-- Do this --
Pull out every line of the listing below where "index" appears.

-- Given material --
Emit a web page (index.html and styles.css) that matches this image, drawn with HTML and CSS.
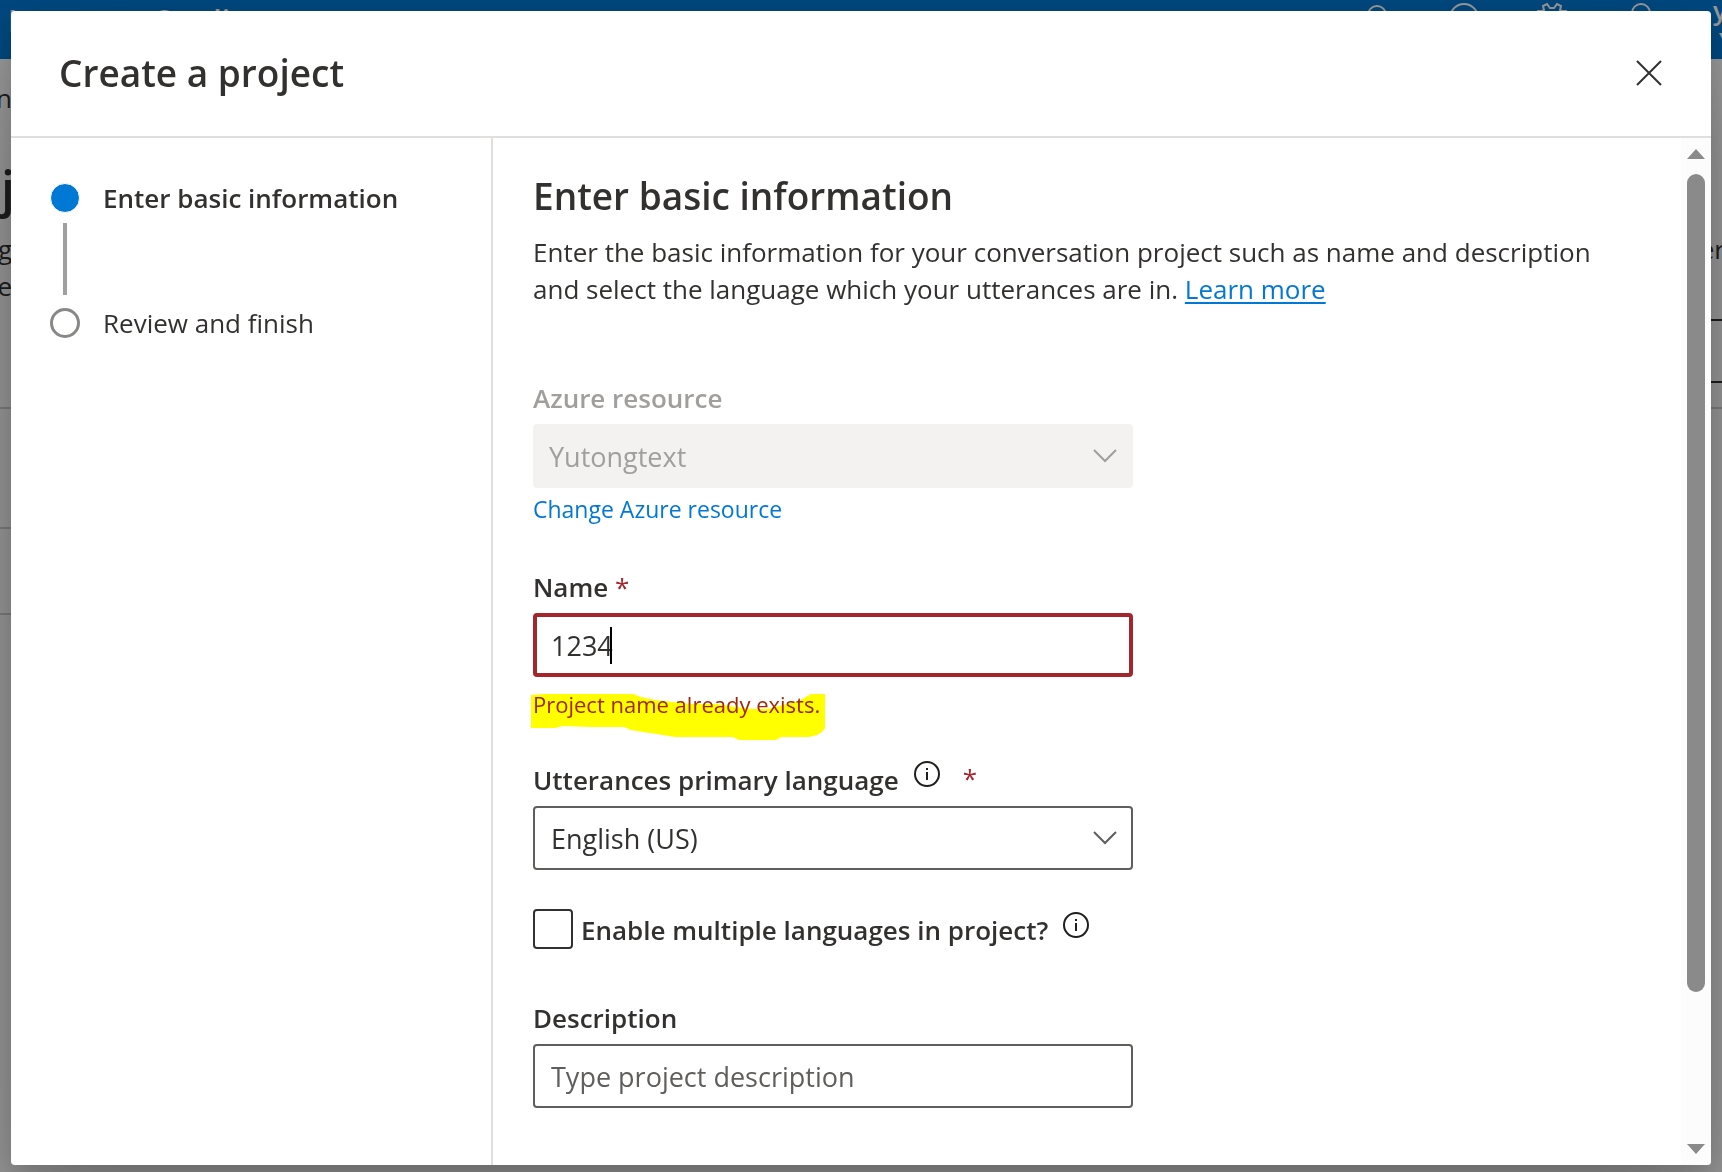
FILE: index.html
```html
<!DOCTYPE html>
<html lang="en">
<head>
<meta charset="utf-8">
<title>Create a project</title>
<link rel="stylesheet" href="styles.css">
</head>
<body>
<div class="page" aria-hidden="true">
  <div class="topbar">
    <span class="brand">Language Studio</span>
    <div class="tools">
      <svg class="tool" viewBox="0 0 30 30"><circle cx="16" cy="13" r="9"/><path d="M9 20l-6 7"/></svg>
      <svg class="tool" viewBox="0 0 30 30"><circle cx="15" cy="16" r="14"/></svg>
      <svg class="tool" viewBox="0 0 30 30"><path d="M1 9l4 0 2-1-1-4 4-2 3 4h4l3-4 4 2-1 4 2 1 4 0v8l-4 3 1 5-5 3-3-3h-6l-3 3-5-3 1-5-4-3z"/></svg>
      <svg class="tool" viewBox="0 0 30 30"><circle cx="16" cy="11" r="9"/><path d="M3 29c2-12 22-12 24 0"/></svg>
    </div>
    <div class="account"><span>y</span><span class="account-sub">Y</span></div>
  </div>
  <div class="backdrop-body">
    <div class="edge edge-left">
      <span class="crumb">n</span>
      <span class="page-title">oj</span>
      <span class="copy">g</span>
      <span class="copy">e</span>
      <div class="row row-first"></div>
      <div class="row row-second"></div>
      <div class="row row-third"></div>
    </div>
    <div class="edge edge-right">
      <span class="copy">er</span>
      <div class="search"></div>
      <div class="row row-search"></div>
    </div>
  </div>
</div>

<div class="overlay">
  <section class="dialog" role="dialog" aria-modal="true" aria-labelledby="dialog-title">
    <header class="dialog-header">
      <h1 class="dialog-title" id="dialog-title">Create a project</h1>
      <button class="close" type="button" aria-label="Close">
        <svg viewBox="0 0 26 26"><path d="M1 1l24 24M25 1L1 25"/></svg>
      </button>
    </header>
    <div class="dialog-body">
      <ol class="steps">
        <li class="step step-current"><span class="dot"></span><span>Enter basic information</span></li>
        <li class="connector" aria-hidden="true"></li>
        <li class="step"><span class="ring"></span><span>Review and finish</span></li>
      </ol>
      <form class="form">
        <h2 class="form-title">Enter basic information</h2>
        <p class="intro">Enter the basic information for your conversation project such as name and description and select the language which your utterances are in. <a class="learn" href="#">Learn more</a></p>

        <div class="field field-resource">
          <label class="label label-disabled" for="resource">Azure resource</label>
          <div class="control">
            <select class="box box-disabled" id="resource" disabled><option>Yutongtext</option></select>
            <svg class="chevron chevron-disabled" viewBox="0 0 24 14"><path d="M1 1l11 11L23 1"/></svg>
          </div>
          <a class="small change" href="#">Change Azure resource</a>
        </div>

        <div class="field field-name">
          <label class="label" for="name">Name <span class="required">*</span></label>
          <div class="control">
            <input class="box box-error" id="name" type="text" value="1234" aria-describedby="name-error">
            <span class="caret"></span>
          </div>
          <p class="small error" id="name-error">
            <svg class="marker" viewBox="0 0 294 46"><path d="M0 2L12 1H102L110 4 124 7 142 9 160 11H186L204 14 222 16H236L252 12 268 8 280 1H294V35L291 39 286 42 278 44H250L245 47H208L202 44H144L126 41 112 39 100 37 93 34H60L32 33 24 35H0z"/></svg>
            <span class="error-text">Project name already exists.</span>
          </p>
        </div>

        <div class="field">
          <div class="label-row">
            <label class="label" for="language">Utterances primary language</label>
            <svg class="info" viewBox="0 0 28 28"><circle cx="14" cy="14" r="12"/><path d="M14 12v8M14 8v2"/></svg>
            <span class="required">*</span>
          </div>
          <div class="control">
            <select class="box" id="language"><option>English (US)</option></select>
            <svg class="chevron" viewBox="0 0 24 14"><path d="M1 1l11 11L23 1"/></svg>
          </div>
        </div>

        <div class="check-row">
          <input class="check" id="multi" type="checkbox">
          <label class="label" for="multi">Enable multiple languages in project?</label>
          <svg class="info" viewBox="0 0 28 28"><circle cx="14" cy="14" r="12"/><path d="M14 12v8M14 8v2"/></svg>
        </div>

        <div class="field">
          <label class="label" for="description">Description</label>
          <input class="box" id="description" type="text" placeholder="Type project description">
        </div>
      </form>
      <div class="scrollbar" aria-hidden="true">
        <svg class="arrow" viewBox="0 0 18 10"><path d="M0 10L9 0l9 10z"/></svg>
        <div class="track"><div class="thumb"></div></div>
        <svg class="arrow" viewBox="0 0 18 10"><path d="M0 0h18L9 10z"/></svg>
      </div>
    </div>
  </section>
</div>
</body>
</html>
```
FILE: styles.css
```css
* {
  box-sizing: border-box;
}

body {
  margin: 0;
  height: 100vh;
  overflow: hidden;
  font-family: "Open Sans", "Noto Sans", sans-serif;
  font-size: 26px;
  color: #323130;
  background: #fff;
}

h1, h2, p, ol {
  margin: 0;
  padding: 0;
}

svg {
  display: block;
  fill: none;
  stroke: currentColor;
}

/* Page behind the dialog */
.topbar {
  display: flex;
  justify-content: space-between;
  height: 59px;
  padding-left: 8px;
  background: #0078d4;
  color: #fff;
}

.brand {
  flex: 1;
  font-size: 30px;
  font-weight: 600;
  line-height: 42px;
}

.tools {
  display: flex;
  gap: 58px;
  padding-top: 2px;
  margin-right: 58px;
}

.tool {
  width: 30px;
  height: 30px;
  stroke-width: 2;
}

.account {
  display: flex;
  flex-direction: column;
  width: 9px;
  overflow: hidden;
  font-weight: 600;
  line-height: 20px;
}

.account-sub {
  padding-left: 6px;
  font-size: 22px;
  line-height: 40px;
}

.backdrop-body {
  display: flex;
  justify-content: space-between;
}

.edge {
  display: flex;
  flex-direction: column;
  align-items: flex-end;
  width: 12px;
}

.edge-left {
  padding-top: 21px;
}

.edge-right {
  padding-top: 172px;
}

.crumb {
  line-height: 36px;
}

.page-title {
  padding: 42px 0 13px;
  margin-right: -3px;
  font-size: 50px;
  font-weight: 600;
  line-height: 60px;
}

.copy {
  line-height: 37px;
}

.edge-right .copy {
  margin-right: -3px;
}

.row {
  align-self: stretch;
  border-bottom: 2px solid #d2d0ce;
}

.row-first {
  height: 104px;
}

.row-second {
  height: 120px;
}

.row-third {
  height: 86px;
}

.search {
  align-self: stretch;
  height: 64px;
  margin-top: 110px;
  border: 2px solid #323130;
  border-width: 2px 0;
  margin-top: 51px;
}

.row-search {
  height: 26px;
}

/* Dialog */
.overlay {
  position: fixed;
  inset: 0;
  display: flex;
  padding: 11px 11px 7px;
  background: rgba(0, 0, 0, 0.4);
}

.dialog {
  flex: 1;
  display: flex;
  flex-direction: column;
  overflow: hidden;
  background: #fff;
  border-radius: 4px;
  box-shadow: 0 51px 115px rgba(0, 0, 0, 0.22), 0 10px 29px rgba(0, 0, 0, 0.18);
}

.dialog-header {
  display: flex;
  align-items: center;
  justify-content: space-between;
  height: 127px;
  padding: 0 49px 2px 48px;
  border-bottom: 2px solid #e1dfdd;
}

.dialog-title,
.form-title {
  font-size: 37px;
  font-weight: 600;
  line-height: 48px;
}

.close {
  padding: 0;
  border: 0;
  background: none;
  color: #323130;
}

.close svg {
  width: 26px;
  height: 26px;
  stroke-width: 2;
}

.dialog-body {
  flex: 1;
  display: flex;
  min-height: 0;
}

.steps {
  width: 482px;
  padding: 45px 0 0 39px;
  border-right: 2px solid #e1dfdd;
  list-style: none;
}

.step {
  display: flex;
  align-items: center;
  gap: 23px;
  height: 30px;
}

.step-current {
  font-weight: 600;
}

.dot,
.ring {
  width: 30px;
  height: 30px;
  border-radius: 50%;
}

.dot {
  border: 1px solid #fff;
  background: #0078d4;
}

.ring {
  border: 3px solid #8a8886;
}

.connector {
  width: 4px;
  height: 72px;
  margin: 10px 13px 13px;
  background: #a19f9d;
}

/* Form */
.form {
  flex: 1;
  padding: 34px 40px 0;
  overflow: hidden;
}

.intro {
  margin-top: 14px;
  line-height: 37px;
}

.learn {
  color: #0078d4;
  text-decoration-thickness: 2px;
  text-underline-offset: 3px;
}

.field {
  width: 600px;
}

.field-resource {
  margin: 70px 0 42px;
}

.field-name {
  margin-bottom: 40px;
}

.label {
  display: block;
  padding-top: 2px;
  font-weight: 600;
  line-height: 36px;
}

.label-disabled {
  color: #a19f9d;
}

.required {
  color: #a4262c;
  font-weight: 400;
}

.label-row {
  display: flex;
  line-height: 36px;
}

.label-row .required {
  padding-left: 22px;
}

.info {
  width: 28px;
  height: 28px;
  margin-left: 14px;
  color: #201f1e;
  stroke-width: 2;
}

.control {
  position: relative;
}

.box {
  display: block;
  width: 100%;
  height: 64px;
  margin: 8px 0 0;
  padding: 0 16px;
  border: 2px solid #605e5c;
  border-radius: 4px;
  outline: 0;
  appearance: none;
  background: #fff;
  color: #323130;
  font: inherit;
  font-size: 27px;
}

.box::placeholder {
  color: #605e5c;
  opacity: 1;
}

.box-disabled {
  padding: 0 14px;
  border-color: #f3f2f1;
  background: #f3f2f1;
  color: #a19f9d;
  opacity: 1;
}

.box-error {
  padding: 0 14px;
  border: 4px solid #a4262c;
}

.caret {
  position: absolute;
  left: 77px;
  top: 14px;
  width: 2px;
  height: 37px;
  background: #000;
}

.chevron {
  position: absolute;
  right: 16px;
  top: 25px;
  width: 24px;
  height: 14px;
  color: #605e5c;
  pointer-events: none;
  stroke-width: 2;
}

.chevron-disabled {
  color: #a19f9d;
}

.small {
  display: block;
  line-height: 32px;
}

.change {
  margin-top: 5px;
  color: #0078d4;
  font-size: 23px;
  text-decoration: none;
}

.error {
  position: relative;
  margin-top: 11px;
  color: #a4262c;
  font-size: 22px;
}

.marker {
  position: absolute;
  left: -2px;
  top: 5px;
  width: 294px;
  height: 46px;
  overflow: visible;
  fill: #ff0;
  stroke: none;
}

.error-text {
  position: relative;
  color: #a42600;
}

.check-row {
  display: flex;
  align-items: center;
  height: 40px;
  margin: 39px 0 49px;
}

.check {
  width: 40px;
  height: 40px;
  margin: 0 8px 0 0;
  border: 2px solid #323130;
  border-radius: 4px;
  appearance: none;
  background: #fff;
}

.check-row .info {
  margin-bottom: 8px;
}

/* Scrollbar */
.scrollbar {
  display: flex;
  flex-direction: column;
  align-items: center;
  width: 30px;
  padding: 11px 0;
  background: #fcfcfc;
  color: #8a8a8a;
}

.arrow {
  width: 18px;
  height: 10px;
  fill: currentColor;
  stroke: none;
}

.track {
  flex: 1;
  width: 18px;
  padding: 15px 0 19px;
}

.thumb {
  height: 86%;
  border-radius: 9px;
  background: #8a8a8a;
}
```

-- Answer in full --
Emit a web page (index.html and styles.css) that matches this image, drawn with HTML and CSS.
FILE: index.html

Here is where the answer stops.